**Problem to solve**
Extract, from the records beneath this instruction, each line that contains the word "styles".

(Extracted data entries)
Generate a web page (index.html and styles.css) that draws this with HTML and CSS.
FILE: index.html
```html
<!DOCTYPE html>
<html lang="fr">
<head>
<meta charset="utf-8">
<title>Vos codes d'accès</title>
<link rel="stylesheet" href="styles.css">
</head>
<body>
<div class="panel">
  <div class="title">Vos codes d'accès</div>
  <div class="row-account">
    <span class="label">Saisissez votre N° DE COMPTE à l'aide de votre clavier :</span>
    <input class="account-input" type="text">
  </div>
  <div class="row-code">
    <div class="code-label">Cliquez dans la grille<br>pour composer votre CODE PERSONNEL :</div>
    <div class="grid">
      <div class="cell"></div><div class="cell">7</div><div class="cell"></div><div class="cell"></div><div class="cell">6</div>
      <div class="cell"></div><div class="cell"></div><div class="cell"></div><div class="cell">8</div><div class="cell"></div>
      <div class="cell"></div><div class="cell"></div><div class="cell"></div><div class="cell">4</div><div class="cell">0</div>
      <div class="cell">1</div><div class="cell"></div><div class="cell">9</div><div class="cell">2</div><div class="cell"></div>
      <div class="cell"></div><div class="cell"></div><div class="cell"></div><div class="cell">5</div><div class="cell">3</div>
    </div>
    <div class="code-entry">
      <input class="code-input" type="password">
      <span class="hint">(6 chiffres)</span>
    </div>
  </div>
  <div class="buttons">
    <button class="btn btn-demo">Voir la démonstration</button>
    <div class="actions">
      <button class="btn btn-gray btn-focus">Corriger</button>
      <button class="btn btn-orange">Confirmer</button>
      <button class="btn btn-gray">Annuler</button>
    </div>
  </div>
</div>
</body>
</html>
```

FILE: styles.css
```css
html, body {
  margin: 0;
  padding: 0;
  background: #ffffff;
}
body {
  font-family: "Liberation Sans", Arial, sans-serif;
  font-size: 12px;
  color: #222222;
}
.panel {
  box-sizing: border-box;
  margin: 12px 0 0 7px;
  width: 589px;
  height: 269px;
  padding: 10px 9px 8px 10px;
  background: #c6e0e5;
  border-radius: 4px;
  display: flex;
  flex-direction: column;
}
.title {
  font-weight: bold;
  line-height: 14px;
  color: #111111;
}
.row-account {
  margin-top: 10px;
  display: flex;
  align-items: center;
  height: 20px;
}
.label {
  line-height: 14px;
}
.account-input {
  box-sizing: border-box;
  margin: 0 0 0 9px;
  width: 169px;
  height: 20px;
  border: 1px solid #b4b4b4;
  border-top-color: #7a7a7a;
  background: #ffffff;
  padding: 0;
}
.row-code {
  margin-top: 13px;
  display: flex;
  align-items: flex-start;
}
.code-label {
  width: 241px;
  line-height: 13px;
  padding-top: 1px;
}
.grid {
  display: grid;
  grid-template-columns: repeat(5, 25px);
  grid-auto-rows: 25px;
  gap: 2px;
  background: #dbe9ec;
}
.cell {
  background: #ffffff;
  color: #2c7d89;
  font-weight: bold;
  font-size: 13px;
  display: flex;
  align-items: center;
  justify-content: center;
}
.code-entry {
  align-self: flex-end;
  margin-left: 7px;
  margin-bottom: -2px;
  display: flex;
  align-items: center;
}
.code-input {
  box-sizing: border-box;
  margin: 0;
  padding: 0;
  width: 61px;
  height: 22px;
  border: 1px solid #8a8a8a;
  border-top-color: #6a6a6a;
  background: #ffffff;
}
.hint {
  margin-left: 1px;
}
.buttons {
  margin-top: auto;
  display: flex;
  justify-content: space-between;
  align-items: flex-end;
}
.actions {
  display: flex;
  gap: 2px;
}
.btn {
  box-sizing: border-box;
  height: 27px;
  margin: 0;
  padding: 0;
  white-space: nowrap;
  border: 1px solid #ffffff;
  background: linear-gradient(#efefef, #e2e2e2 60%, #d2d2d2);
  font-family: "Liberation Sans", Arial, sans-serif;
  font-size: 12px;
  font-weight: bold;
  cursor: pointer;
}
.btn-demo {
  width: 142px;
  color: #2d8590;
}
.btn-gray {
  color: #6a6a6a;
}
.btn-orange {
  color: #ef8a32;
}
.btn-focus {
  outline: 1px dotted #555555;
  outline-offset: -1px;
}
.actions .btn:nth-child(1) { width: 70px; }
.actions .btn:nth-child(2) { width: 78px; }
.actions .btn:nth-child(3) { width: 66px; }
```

--

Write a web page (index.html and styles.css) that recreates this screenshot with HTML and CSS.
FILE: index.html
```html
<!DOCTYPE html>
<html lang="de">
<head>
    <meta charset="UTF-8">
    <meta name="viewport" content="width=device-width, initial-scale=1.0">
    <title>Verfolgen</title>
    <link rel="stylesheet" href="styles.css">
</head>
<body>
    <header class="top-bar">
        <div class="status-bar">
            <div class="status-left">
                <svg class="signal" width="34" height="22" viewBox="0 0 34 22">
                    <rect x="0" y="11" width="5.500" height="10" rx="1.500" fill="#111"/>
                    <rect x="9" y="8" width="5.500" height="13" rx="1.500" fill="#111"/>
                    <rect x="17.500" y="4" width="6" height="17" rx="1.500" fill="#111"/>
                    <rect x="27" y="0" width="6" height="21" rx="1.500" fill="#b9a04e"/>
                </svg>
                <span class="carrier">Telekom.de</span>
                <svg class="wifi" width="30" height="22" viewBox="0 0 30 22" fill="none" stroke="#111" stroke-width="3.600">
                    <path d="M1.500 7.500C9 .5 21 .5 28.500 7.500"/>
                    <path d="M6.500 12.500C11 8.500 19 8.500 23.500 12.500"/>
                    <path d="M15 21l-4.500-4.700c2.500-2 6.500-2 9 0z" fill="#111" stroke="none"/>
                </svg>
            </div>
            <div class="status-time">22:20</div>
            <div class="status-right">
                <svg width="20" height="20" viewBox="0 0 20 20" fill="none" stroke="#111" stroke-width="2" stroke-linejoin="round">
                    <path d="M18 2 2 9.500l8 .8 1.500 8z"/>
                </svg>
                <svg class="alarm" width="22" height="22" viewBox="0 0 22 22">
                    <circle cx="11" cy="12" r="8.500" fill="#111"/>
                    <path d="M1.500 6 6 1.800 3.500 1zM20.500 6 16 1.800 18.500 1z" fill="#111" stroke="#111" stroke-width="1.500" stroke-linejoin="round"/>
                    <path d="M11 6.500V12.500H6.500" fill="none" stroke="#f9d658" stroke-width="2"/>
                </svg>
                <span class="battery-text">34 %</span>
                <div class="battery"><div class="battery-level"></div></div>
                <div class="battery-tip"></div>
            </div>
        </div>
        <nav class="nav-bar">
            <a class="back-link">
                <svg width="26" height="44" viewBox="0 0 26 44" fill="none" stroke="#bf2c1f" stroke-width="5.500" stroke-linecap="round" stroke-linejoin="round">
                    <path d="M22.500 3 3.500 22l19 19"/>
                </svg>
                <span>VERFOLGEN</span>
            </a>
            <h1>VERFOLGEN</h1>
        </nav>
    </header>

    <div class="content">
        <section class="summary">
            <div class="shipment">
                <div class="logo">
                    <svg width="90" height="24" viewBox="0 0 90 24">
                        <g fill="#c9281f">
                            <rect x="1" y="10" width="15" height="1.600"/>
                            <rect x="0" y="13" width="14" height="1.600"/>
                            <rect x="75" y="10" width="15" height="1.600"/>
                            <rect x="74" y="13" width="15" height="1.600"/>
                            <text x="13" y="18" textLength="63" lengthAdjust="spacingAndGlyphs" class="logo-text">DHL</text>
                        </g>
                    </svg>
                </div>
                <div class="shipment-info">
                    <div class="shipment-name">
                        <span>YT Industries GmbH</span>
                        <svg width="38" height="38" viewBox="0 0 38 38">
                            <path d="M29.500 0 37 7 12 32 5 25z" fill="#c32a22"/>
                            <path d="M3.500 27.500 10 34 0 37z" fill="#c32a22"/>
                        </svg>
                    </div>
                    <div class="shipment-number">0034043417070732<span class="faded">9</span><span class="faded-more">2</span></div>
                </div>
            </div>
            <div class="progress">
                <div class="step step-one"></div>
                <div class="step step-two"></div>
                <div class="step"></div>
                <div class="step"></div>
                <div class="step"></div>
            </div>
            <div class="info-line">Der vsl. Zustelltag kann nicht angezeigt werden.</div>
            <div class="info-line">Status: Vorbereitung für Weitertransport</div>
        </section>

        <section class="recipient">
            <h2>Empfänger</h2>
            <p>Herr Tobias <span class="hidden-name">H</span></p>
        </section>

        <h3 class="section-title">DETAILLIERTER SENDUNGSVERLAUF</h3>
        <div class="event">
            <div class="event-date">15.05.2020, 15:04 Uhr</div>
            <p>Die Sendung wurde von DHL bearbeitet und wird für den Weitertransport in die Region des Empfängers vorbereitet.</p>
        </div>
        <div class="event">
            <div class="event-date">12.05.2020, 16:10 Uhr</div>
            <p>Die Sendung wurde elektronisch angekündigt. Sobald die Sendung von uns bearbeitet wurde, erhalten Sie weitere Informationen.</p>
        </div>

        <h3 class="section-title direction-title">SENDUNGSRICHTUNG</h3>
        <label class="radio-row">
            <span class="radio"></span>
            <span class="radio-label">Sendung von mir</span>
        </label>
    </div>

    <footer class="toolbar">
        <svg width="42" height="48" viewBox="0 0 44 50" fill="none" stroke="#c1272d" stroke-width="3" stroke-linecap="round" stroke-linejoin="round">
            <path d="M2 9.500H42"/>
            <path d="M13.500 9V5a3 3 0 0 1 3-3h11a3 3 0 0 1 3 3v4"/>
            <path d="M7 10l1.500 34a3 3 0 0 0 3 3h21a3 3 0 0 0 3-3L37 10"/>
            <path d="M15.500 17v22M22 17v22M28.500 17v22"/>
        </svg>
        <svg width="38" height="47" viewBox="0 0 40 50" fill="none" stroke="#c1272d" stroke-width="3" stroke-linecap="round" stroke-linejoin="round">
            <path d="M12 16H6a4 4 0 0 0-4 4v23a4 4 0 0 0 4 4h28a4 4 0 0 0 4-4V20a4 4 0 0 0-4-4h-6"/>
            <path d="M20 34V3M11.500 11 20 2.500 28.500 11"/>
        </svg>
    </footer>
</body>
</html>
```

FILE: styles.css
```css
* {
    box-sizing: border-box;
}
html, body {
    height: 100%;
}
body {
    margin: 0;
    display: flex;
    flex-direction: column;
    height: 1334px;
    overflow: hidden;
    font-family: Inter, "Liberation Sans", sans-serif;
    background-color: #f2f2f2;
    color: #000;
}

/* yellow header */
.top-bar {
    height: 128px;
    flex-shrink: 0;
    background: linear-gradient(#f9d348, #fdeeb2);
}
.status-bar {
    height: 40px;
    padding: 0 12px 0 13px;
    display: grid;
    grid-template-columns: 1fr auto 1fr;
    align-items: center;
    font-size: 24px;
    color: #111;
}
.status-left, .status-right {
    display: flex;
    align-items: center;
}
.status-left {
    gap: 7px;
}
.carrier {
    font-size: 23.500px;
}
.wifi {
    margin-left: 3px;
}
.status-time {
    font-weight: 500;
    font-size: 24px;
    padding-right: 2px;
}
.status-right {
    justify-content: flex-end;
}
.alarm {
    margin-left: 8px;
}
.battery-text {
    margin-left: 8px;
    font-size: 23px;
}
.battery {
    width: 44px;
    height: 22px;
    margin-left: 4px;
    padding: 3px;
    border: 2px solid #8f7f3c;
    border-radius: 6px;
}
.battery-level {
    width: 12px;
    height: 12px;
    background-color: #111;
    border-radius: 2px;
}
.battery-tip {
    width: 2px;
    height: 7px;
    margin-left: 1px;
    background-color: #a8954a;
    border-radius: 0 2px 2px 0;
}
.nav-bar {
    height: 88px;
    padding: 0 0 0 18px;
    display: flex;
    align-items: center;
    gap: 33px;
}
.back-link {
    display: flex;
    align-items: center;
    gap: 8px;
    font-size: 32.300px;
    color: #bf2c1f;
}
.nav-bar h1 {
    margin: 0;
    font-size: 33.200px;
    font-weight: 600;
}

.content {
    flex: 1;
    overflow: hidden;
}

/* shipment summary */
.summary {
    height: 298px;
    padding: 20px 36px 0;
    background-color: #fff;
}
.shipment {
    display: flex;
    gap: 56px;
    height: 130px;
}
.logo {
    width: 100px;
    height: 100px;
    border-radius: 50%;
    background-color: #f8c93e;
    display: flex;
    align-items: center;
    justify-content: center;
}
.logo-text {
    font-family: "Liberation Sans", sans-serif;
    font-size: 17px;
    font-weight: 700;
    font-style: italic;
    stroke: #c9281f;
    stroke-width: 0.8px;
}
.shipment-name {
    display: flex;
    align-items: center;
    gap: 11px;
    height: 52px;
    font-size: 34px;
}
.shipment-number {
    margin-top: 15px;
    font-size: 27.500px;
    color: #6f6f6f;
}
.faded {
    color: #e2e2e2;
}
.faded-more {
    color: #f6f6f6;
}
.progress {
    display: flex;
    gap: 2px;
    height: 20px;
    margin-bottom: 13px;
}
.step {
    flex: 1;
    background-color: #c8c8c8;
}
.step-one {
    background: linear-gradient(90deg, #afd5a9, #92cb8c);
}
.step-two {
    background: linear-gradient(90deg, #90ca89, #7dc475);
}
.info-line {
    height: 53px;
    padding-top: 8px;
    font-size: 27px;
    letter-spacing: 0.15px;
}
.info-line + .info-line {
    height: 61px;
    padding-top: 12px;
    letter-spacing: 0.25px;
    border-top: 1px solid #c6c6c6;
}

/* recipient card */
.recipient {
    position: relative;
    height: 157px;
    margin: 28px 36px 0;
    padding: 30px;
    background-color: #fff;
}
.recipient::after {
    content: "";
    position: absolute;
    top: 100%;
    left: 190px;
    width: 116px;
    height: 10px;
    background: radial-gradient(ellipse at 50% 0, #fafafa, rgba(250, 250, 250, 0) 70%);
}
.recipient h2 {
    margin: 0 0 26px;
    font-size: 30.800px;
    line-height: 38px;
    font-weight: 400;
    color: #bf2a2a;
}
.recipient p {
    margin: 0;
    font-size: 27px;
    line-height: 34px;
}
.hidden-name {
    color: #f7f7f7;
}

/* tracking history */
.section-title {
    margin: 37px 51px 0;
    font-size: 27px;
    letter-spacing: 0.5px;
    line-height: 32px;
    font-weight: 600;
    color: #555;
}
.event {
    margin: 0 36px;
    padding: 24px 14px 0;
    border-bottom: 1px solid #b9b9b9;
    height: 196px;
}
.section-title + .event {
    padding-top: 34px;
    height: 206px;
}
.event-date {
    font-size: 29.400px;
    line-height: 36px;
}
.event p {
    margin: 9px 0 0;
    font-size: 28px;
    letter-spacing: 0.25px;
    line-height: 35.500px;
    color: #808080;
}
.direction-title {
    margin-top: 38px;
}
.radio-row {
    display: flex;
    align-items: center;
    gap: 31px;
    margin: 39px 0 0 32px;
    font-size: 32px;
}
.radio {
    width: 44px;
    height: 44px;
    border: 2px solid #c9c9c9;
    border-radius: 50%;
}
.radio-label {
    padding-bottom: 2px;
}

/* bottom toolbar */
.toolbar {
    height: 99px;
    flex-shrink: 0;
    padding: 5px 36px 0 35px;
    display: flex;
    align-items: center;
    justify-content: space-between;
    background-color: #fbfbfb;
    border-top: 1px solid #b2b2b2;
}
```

**Answer**
Generate a web page (index.html and styles.css) that draws this with HTML and CSS.
<link rel="stylesheet" href="styles.css">
FILE: styles.css
Write a web page (index.html and styles.css) that recreates this screenshot with HTML and CSS.
    <link rel="stylesheet" href="styles.css">
FILE: styles.css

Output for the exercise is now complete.